Author: Ian Hurst — Managing Director, Paymaster People Solutions
In South Africa, where access to affordable education remains a huge challenge for many, progressive companies that facilitate access to education (for its employees and their children) certainly do make a meaningful contribution to the socio-economic development of South African society. Accordingly, did you know that an organisation can directly help its employees and their children to obtain an education. In South Africa, a company may contribute up to R 20,000 (per year) to its employees’ children’s education too. A maximum of R20,000 per individual may be off-set as a tax free benefit to the employee. More on this to follow.
It is worthwhile knowing that within the context of this discussion, a bursary is considered to be money that is paid by the company to a recognised educational institution on behalf of its employees and/or their children. In most cases, a bursary is intended for employees who cannot afford to pay the full fees required by the academic institution.
The rules underlying the granting of a company-sponsored bursary
- In the bursary agreement, there must be a clause which states that if the employee or any of the employee’s children fail to complete their studies or fails their examinations, then the money will be paid back to the company.
- Employees earning less than R600,000 per year are eligible to receive such a bursary.
- For grades R-12 or NQF-levels 1-4, the bursary may not exceed R20,000.
- For NQF-levels 5-10 (which includes university education: NQF 7 and upwards), the bursary may not to exceed R60 000.
- In-house training (and/or on-the-job training) should not be regarded as education to be funded by the employee. In other words, in-house training courses run by the company ought to be provided free of charge. Examples of such courses include:
- Computer courses
- Management and administration courses
- Bookkeeping courses
- Sales courses
Note — Where the bona fide bursary does not qualify for a tax exemption, then the full bursary amount is to be processed as a fully taxable benefit. For example:
- A low-interest or interest-free loan (which has been granted by the employer) is not to be regarded as a bursary. Instead, such education related financial assistance remains a low- or interest-free loan that merely attracts little to no interest.
- In a case where the employee is not required to repay the loan, he/she will have received a taxable benefit. Consequently, employee tax must be deducted and the benefit to be processed as a PAYE annual payment.
- Sometimes an employer may decide to reward an employee for obtaining a qualification on successful completion of his/her studies. Similarly the employer may decide to reimburse the employee for study expenses incurred. In the case where the reward is received, this is treated as taxable remuneration. In the case of the reimbursement of study fees, this is treated as a bursary, of which R20,000 is not taxable.

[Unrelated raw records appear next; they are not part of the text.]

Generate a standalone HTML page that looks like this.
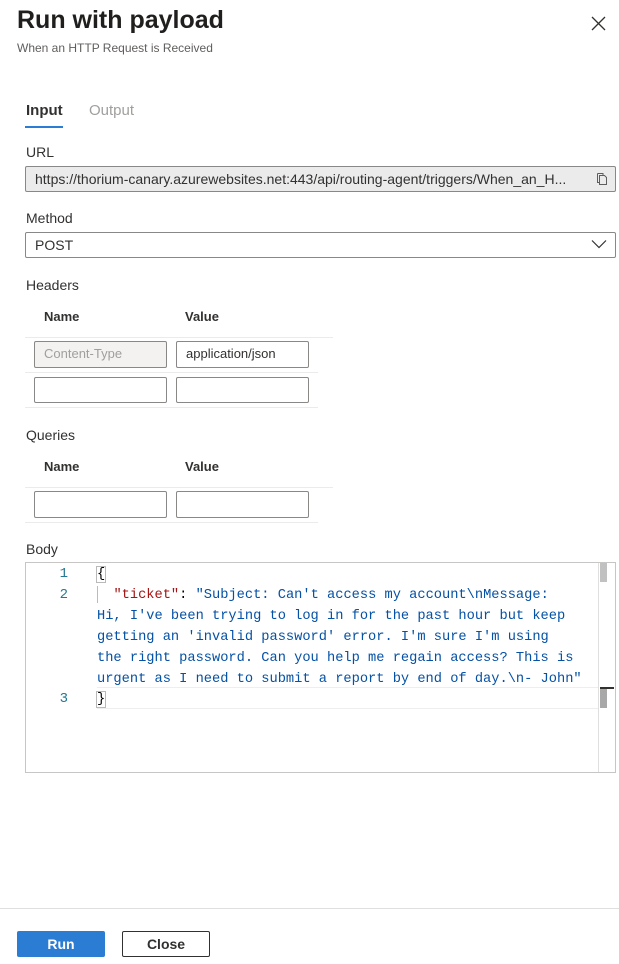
<!DOCTYPE html>
<html><head><meta charset="utf-8"><style>
*{box-sizing:border-box;margin:0;padding:0}
body{width:619px;height:964px;background:#fff;font-family:"Segoe UI","Liberation Sans",sans-serif;color:#323130;position:relative;overflow:hidden}
.a{position:absolute;white-space:nowrap}
.lbl{font-size:14px;color:#323130}
.inp{position:absolute;border:1px solid #8a8886;border-radius:2px;background:#fff;font-size:14px;padding-left:9px;line-height:24px}
.th{font-size:13px;font-weight:bold;color:#323130}
.hl{position:absolute;height:1px;background:#edebe9}
.code{font-family:"Liberation Mono",monospace;font-size:13.7px;color:#0451a5;line-height:21px}
.ln{position:absolute;left:25px;width:43px;text-align:right;font-family:"Liberation Mono",monospace;font-size:14px;color:#237893;line-height:21px}
</style></head><body>
<div class="a" style="left:17px;top:6px;font-size:25px;font-weight:bold;color:#201f1e">Run with payload</div>
<div class="a" style="left:17px;top:41px;font-size:12px;color:#605e5c">When an HTTP Request is Received</div>
<svg class="a" style="left:591px;top:16px" width="15" height="15" viewBox="0 0 15 15"><path d="M1 1L14 14M14 1L1 14" stroke="#323130" stroke-width="1.3"/></svg>

<div class="a" style="left:26px;top:102px;font-size:15px;font-weight:bold;color:#323130">Input</div>
<div class="a" style="left:25px;top:126px;width:38px;height:2px;background:#2b7cd3"></div>
<div class="a" style="left:89px;top:102px;font-size:15px;color:#a19f9d">Output</div>

<div class="a lbl" style="left:26px;top:144px">URL</div>
<div class="inp" style="left:25px;top:166px;width:591px;height:26px;background:#ebebeb;color:#323130">https://thorium-canary.azurewebsites.net:443/api/routing-agent/triggers/When_an_H...</div>
<svg class="a" style="left:596px;top:172px" width="12" height="14" viewBox="0 0 12 14"><path d="M3.5 3.5V12.5H10.5V5.5L8.5 3.5Z M1.5 1.5H7V3.5M1.5 1.5V10.5H3.5" fill="none" stroke="#605e5c"/></svg>

<div class="a lbl" style="left:26px;top:210px">Method</div>
<div class="inp" style="left:25px;top:232px;width:591px;height:26px">POST</div>
<svg class="a" style="left:591px;top:239px" width="16" height="10" viewBox="0 0 16 10"><path d="M1 1.5L8 8.5L15 1.5" fill="none" stroke="#323130" stroke-width="1.2"/></svg>

<div class="a lbl" style="left:26px;top:277px">Headers</div>
<div class="a th" style="left:44px;top:309px">Name</div>
<div class="a th" style="left:185px;top:309px">Value</div>
<div class="hl" style="left:25px;top:337px;width:308px"></div>
<div class="inp" style="left:34px;top:341px;width:133px;height:27px;background:#f3f2f1;color:#a19f9d;font-size:13px">Content-Type</div>
<div class="inp" style="left:176px;top:341px;width:133px;height:27px;font-size:13px">application/json</div>
<div class="hl" style="left:25px;top:372px;width:293px"></div>
<div class="inp" style="left:34px;top:377px;width:133px;height:26px"></div>
<div class="inp" style="left:176px;top:377px;width:133px;height:26px"></div>
<div class="hl" style="left:25px;top:407px;width:293px"></div>

<div class="a lbl" style="left:26px;top:427px">Queries</div>
<div class="a th" style="left:44px;top:459px">Name</div>
<div class="a th" style="left:185px;top:459px">Value</div>
<div class="hl" style="left:25px;top:487px;width:308px"></div>
<div class="inp" style="left:34px;top:491px;width:133px;height:27px"></div>
<div class="inp" style="left:176px;top:491px;width:133px;height:27px"></div>
<div class="hl" style="left:25px;top:522px;width:293px"></div>

<div class="a lbl" style="left:26px;top:541px">Body</div>
<div class="a" style="left:25px;top:562px;width:591px;height:211px;border:1px solid #c8c6c4"></div>
<div class="a" style="left:598px;top:563px;width:1px;height:209px;background:#e1dfdd"></div>
<div class="a" style="left:600px;top:563px;width:7px;height:19px;background:#c1c1c1"></div>
<div class="a" style="left:600px;top:689px;width:7px;height:19px;background:#a8a8a8"></div>
<div class="a" style="left:600px;top:687px;width:14px;height:2px;background:#323130"></div>
<div class="a" style="left:97px;top:687px;width:501px;height:22px;border-top:1px solid #eeeeee;border-bottom:1px solid #eeeeee"></div>
<div class="ln" style="top:564px">1</div>
<div class="ln" style="top:585px">2</div>
<div class="ln" style="top:689px">3</div>
<div class="a" style="left:97px;top:586px;width:1px;height:17px;background:#bbb"></div>
<div class="a code" style="left:97px;top:564px"><span style="color:#000;outline:1px solid #b9b9b9">{</span></div>
<div class="a code" style="left:97px;top:585px">&nbsp; <span style="color:#a31515">"ticket"</span><span style="color:#000">:</span> "Subject: Can't access my account\nMessage:<br>Hi, I've been trying to log in for the past hour but keep<br>getting an 'invalid password' error. I'm sure I'm using<br>the right password. Can you help me regain access? This is<br>urgent as I need to submit a report by end of day.\n- John"</div>
<div class="a code" style="left:97px;top:689px"><span style="color:#000;outline:1px solid #b9b9b9">}</span></div>

<div class="a" style="left:0;top:908px;width:619px;height:1px;background:#e1dfdd"></div>
<div class="a" style="left:17px;top:931px;width:88px;height:26px;background:#2b7cd3;border-radius:2px;color:#fff;font-size:14px;font-weight:bold;text-align:center;line-height:26px">Run</div>
<div class="a" style="left:122px;top:931px;width:88px;height:26px;border:1px solid #323130;border-radius:2px;font-size:14px;font-weight:bold;text-align:center;line-height:24px">Close</div>
</body></html>
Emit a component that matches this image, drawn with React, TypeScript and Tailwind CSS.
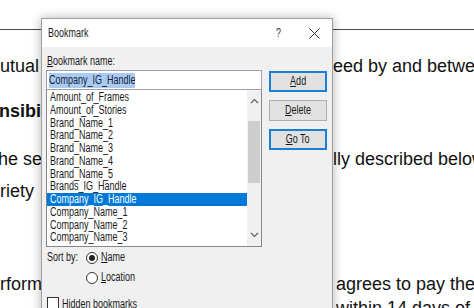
import React from 'react';

const bookmarks = [
  'Amount_of_Frames',
  'Amount_of_Stories',
  'Brand_Name_1',
  'Brand_Name_2',
  'Brand_Name_3',
  'Brand_Name_4',
  'Brand_Name_5',
  'Brands_IG_Handle',
  'Company_IG_Handle',
  'Company_Name_1',
  'Company_Name_2',
  'Company_Name_3',
];

const selected = 'Company_IG_Handle';

// dialog text in the shot is squeezed sideways, so narrow each label
function T({ children, center }: { children: React.ReactNode; center?: boolean }) {
  return (
    <span
      className={`inline-block whitespace-nowrap scale-x-[0.72] ${center ? 'origin-center' : 'origin-left'}`}
    >
      {children}
    </span>
  );
}

function DocLine({ left, right, className }: { left?: React.ReactNode; right?: React.ReactNode; className: string }) {
  return (
    <div className={`flex h-[20px] leading-[20px] whitespace-nowrap ${className}`}>
      <div className="w-[41px] shrink-0 overflow-hidden">{left}</div>
      <div className="w-[292px] shrink-0" />
      <div className="flex-1 overflow-hidden">{right}</div>
    </div>
  );
}

function Chevron({ up }: { up?: boolean }) {
  return (
    <svg width="9" height="6" viewBox="0 0 9 6" className="mx-auto">
      <polyline
        points={up ? '1,5 4.5,1.5 8,5' : '1,1 4.5,4.5 8,1'}
        fill="none"
        stroke="#606060"
        strokeWidth="1.2"
      />
    </svg>
  );
}

function Radio({ checked }: { checked?: boolean }) {
  return (
    <div className="w-[12px] h-[12px] shrink-0 rounded-full border border-[#333] bg-white flex items-center justify-center">
      {checked && <div className="w-[6px] h-[6px] rounded-full bg-[#222]" />}
    </div>
  );
}

function DialogButton({ children, active }: { children: React.ReactNode; active?: boolean }) {
  return (
    <div
      className={`h-[21px] flex items-center justify-center bg-[#e1e1e1] ${
        active ? 'border-2 border-[#1a7fd4]' : 'border border-[#adadad]'
      }`}
    >
      <T center>{children}</T>
    </div>
  );
}

export default function App() {
  return (
    <div className="relative w-[474px] h-[308px] overflow-hidden bg-white text-[#111] font-['Liberation_Sans',sans-serif]">
      {/* document behind the dialog */}
      <div className="pt-[29px] text-[18px]">
        <div className="h-px bg-[#4a4a4a]" />
        <DocLine className="mt-[26px]" left="utual u" right="eed by and betwee" />
        <DocLine className="mt-[25px] font-bold" left={<span className="-ml-[1px]">nsibili</span>} />
        <DocLine className="mt-[28px]" left={<span className="-ml-[2px]">he se</span>} right="lly described below" />
        <DocLine
          className="mt-[12px]"
          left={<span className="underline decoration-[#7fa3de] decoration-2 underline-offset-[5px]">riety</span>}
        />
        <DocLine
          className="mt-[73px]"
          left="rform"
          right={
            <span className="ml-[3px]">
              <span className="underline decoration-[#7fa3de] decoration-2 underline-offset-[5px]">agrees</span> to pay the T
            </span>
          }
        />
        <DocLine className="mt-[4px]" right={<span className="ml-[3px]">within 14 days of the</span>} />
      </div>

      {/* Bookmark dialog */}
      <div className="absolute left-[41px] top-[18px] w-[292px] h-[300px] flex flex-col bg-[#f0f0f0] border border-[#a0a0a0] shadow-[0_0_10px_rgba(0,0,0,0.3)] text-[12.5px] text-[#1a1a1a]">
        <div className="h-[28px] shrink-0 bg-white flex items-center pl-[6px]">
          <T>Bookmark</T>
          <span className="ml-auto mr-[26px] text-[#333]">
            <T>?</T>
          </span>
          <svg width="11" height="11" viewBox="0 0 11 11" className="mr-[12px]">
            <path d="M0.5 0.5 L10.5 10.5 M10.5 0.5 L0.5 10.5" stroke="#333" strokeWidth="1" />
          </svg>
        </div>

        <div className="flex-1 pl-[4px] pr-[5px] pt-[7px]">
          <div className="h-[14px] leading-[14px] pl-[1px]">
            <T>
              <u>B</u>ookmark name:
            </T>
          </div>
          <div className="mt-[2px] flex gap-[7px]">
            <div className="w-[216px] shrink-0">
              <div className="h-[20px] bg-white border border-[#9aa2b0] flex items-center pl-[2px]">
                <span className="bg-[#a9cbf1] text-[#14203a] leading-[15px] w-[86px] overflow-hidden">
                  <T>{selected}</T>
                </span>
              </div>
              <div className="h-[157px] bg-white border border-t-0 border-[#828790] flex">
                <div className="flex-1 pt-[1px]">
                  {bookmarks.map((b) => (
                    <div
                      key={b}
                      className={`h-[12.75px] leading-[12.75px] pl-[3px] ${
                        b === selected ? 'bg-[#0078d7] text-white' : ''
                      }`}
                    >
                      <T>{b}</T>
                    </div>
                  ))}
                </div>
                <div className="w-[14px] shrink-0 bg-[#f0f0f0] flex flex-col">
                  <div className="h-[18px] flex items-center pt-[3px]">
                    <Chevron up />
                  </div>
                  <div className="mt-[13px] mx-[1px] h-[62px] bg-[#cdcdcd]" />
                  <div className="mt-auto h-[18px] flex items-center pb-[4px]">
                    <Chevron />
                  </div>
                </div>
              </div>
            </div>
            <div className="flex-1 pt-[1px] flex flex-col gap-[8px]">
              <DialogButton active>
                <u>A</u>dd
              </DialogButton>
              <DialogButton>
                <u>D</u>elete
              </DialogButton>
              <DialogButton active>
                <u>G</u>o To
              </DialogButton>
            </div>
          </div>

          <div className="mt-[4px] flex items-center h-[13px] pl-[1px]">
            <span className="w-[39px] shrink-0">
              <T>Sort by:</T>
            </span>
            <Radio checked />
            <span className="ml-[3px]">
              <T>
                <u>N</u>ame
              </T>
            </span>
          </div>
          <div className="mt-[7px] flex items-center h-[13px] pl-[40px]">
            <Radio />
            <span className="ml-[3px]">
              <T>
                <u>L</u>ocation
              </T>
            </span>
          </div>
          <div className="mt-[13px] flex items-start h-[13px] pl-[1px]">
            <div className="w-[12px] h-[12px] shrink-0 border border-[#333] bg-white" />
            <span className="ml-[3px] leading-[14px]">
              <T>Hidden bookmarks</T>
            </span>
          </div>
        </div>
      </div>
    </div>
  );
}
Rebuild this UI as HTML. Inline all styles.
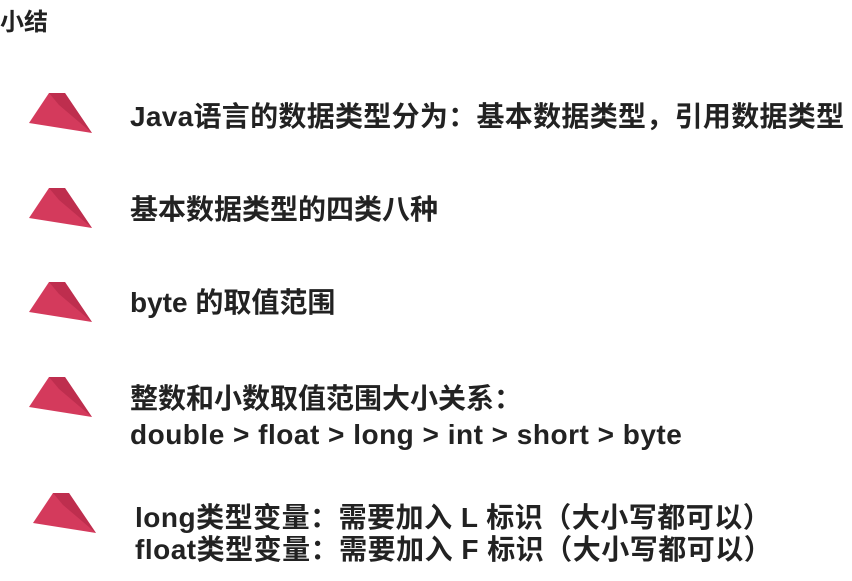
<!DOCTYPE html><html><head><meta charset="utf-8"><style>
body{margin:0;width:852px;height:581px;background:#fff;position:relative;overflow:hidden;font-family:"Liberation Sans","Noto Sans CJK SC",sans-serif;font-weight:bold;color:#222}
.t{position:absolute;font-size:28px;white-space:nowrap;line-height:34px}
svg{position:absolute}
</style></head><body>
<div class="t" style="left:0;top:6px;font-size:24px">小结</div>
<svg width="852" height="581" style="left:0;top:0">
<defs><g id="tri"><polygon points="0,30 20,0 36,0 63,40" fill="#d43a5c"/><polygon points="20,0 36,0 63,40 30,12" fill="#b52a48" opacity=".7"/></g></defs>
<use href="#tri" x="29" y="93"/>
<use href="#tri" x="29" y="188"/>
<use href="#tri" x="29" y="282"/>
<use href="#tri" x="29" y="377"/>
<use href="#tri" x="33" y="493"/>
</svg>
<div class="t" style="left:130px;top:100px;letter-spacing:0.3px">Java语言的数据类型分为：基本数据类型，引用数据类型</div>
<div class="t" style="left:130px;top:193px">基本数据类型的四类八种</div>
<div class="t" style="left:130px;top:286px">byte 的取值范围</div>
<div class="t" style="left:130px;top:382px">整数和小数取值范围大小关系：</div>
<div class="t" style="left:130px;top:418px;letter-spacing:0.5px">double &gt; float &gt; long &gt; int &gt; short &gt; byte</div>
<div class="t" style="left:135px;top:501px;letter-spacing:0.5px">long类型变量：需要加入 L 标识（大小写都可以）</div>
<div class="t" style="left:135px;top:533px;letter-spacing:0.5px">float类型变量：需要加入 F 标识（大小写都可以）</div>
</body></html>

- Only the taxable portion of a bursary is subject to the deduction of employee tax.
- A bursary that must be repaid by an employee if certain non-fulfilment conditions have been stipulated, will nevertheless be treated as a bona fide bursary until such time that the non-fulfilment conditions of the agreement come into effect.
- An employer grants a bursary of R24,000 to each of the employee’s two children — intended for their school education. The employee earns an annual salary of R390,000, a bonus of R18,000 and a housing subsidy of R8,000. The employer does not operate a bursary scheme that is open to the general public.
- Although the employee’s remuneration does not exceed R600,000 per annum, the bursaries are paid in consequence of services rendered by him.
- The bursaries of R24,000 each exceed the tax-exemption limit of R20,000 per individual. However, only the additional portion (i.e. R4,000 x2) is deemed taxable: in other words, only R8,000 (R48,000 minus R40,000) will be taxed.
- However, if the employee’s remuneration exceeds R600,000 per annum, then the full amount of both bursaries (R48,000) will be taxable.
Paymaster recommendation — relook your company bursary policy and employee contracts
It is in the best interests of the organisation to consider relooking (or newly creating) a bursary policy that incorporates elements from the aforementioned discussion. This will pave the way for many of your well-deserving employees (and their children) to gain access to education (which otherwise, they might never be able to afford). Similarly, relook (and amend) the cost-to-company packages and employment contracts of employees who earn less than R600,000 per year.
Bottom-line: Education is an investment. Facilitating access to education for your employees and their children is an ideal way in which the organisation can invest in its human capital (and by so doing, foster a greater degree of love that employees have for the company that they work for).